### PROBLEM
Check each line of the material. Copy those containing "React".

== INFORMATION SUPPLIED

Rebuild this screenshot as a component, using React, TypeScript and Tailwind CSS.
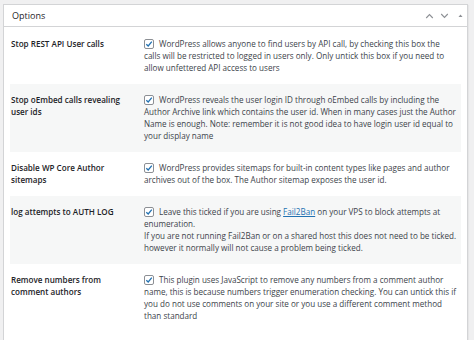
import React from "react";

type Row = { label: string[]; lines: React.ReactNode[]; gray: boolean };

const rows: Row[] = [
  {
    label: ["Stop REST API User calls"],
    gray: false,
    lines: [
      "WordPress allows anyone to find users by API call, by checking this box the",
      "calls will be restricted to logged in users only. Only untick this box if you need to",
      "allow unfettered API access to users",
    ],
  },
  {
    label: ["Stop oEmbed calls revealing", "user ids"],
    gray: true,
    lines: [
      "WordPress reveals the user login ID through oEmbed calls by including the",
      "Author Archive link which contains the user id. When in many cases just the Author",
      "Name is enough. Note: remember it is not good idea to have login user id equal to",
      "your display name",
    ],
  },
  {
    label: ["Disable WP Core Author", "sitemaps"],
    gray: false,
    lines: [
      "WordPress provides sitemaps for built-in content types like pages and author",
      "archives out of the box. The Author sitemap exposes the user id.",
    ],
  },
  {
    label: ["log attempts to AUTH LOG"],
    gray: true,
    lines: [
      <>
        Leave this ticked if you are using{" "}
        <span className="underline text-[#2271b1]">Fail2Ban</span> on your VPS to block attempts at
      </>,
      "enumeration.",
      "If you are not running Fail2Ban or on a shared host this does not need to be ticked.",
      "however it normally will not cause a problem being ticked.",
    ],
  },
  {
    label: ["Remove numbers from", "comment authors"],
    gray: false,
    lines: [
      "This plugin uses JavaScript to remove any numbers from a comment author",
      "name, this is because numbers trigger enumeration checking. You can untick this if",
      "you do not use comments on your site or you use a different comment method",
      "than standard",
    ],
  },
];

function Check() {
  return (
    <span className="inline-flex items-center justify-center w-[10px] h-[10px] border border-[#8c8f94] rounded-[2px] bg-white mr-[5px] align-[-1px]">
      <svg width="8" height="8" viewBox="0 0 8 8">
        <path d="M1.3 4.2 L3.2 6 L6.8 1.6" fill="none" stroke="#2271b1" strokeWidth="1.3" />
      </svg>
    </span>
  );
}

export default function App() {
  return (
    <div
      className="w-[474px] h-[340px] bg-[#f0f0f1] pt-[4px] pl-[3px]"
      style={{ fontFamily: '"Open Sans", "Noto Sans", sans-serif' }}
    >
      <div className="w-[465px] bg-white border border-[#d3d4d6] shadow-[1px_1px_1px_rgba(0,0,0,0.04)]">
        <div className="h-[22px] flex items-center justify-between border-b border-[#d3d4d6] pl-[8px] pr-[3px]">
          <span className="text-[9px] text-[#1d2327]">Options</span>
          <div className="flex items-center">
            <svg width="9" height="6" viewBox="0 0 9 6">
              <path d="M1.2 5 L4.5 1.6 L7.8 5" fill="none" stroke="#8c8f94" strokeWidth="1.1" />
            </svg>
            <svg width="9" height="6" viewBox="0 0 9 6" className="ml-[6px]">
              <path d="M1.2 1 L4.5 4.4 L7.8 1" fill="none" stroke="#8c8f94" strokeWidth="1.1" />
            </svg>
            <svg width="7" height="6" viewBox="0 0 7 6" className="ml-[8px]">
              <path d="M1.5 4 L3.5 1.5 L5.5 4 Z" fill="#8c8f94" />
            </svg>
          </div>
        </div>
        <div className="px-[6px] pt-[1px] pb-[8px]">
          {rows.map((r, i) => (
            <div
              key={i}
              className={`flex py-[10px] ${r.gray ? "bg-[#f6f7f7]" : "bg-white"}`}
            >
              <div className="w-[134px] shrink-0 pl-[1px] text-[8.1px] leading-[12px] font-semibold text-[#1d2327]">
                {r.label.map((l, j) => (
                  <div key={j}>{l}</div>
                ))}
              </div>
              <div className="flex-1 text-[8.1px] leading-[12px] text-[#3c434a] whitespace-nowrap">
                {r.lines.map((l, j) => (
                  <div key={j}>
                    {j === 0 && <Check />}
                    {l}
                  </div>
                ))}
              </div>
            </div>
          ))}
        </div>
      </div>
    </div>
  );
}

====

### TASK RESPONSE
Rebuild this screenshot as a component, using React, TypeScript and Tailwind CSS.
import React from "react";
type Row = { label: string[]; lines: React.ReactNode[]; gray: boolean };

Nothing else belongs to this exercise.